Environment templates

Both MultiROS and RealROS ship template files you can copy as the starting point for a new environment. Each follows the two-layer Robot env → Task env pattern that the framework expects.

The two-layer pattern

Reinforcement-learning environments are split into two responsibilities:

Robot env — the layer that knows about the robot.

What controllers it exposes (joint position, joint velocity, end-effector pose).
How to read its joint states / sensors.
How to wait for it to be ready.

This layer is reusable across tasks: the same robot env can back a reach task, a push task, a pick-and-place task.

Task env — the layer that knows about the task.

The gymnasium observation_space and action_space.
The reward function.
When an episode terminates.
What “reset to a sensible starting state” means for this task.

It composes the robot env (via inheritance) and adds task-specific behaviour on top.

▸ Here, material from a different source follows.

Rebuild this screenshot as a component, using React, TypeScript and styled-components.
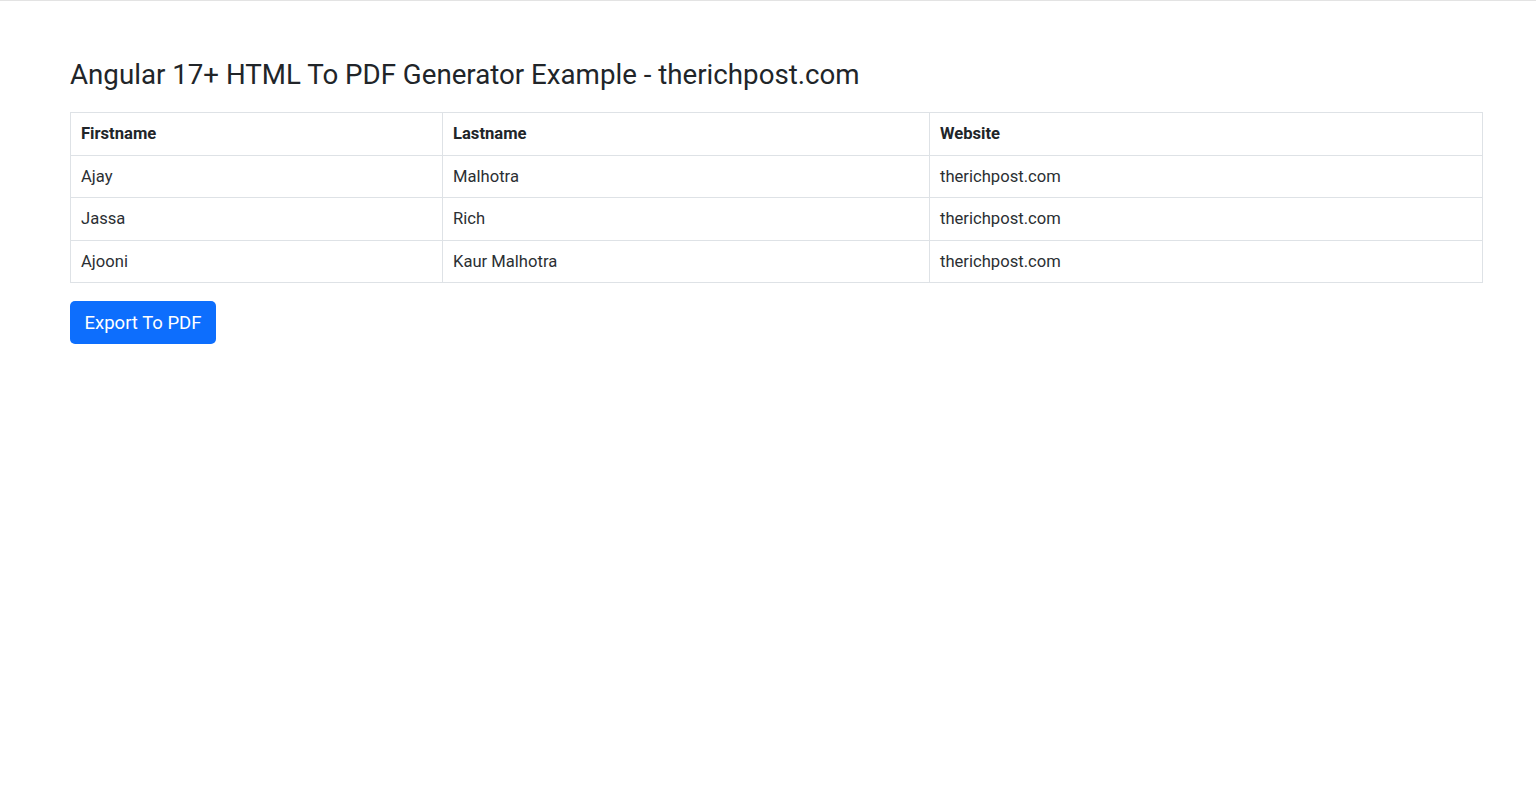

Base classes that wire this together live in the framework:

Template files

MultiROS (simulation)

Located at multiros/src/multiros/templates/:

robot_envs/MyRobotEnv.py — non-goal robot env template.
robot_envs/MyRobotGoalEnv.py — goal-conditioned robot env.
task_envs/MyTaskEnv.py — non-goal task env.
task_envs/MyTaskGoalEnv.py — goal-conditioned task env (use with HER algorithms via sb3_ros_support).

RealROS (real hardware)

Located at realros/src/realros/templates/:

robot_envs/MyRealRobotEnv.py
robot_envs/MyRealRobotGoalEnv.py
task_envs/MyRealTaskEnv.py
task_envs/MyRealTaskGoalEnv.py

Recommended workflow

Pick the layer. Start from a robot env if you’re adding a new robot; start from a task env if you’re adding a new task on an existing robot.
Copy, don’t symlink. Templates evolve over time; you want a snapshot you can edit freely.
Rename the class. Match the file name to keep imports tidy.
Fill in the abstract methods. The template comments mark the methods you must implement. Each base class documents what each hook is expected to do.

Register with gymnasium. In your package’s __init__.py:

from gymnasium.envs.registration import register

register(
    id="MyTask-v0",
    entry_point="my_pkg.task_envs.MyTaskEnv:MyTask",
    max_episode_steps=1000,
)

Test under :mod:`uniros`. Use import uniros as gym for the multiprocessing proxy so each env runs in its own worker.

For concrete examples of the pattern in production, look under rl_environments/src/rl_environments/rx200/ — the working RX200 reach environment is built from the same templates.

Common pitfalls

Quaternion default. The base envs default robot_ori_w=1.0 (identity orientation). Don’t pass 0.0 — that’s a zero quaternion which Gazebo will normalise but is non-portable across physics engines.
Seeded RNG. Use self.np_random (populated by super().reset(seed=seed)) for any random sampling. Don’t use the global np.random — that’s not seedable from the env API and breaks reproducibility.
MoveIt timeouts. rospy.wait_for_service calls in the framework already have 30 s timeouts (see uniros.utils.ros_controllers). If you add your own service calls in a task env, follow the same pattern.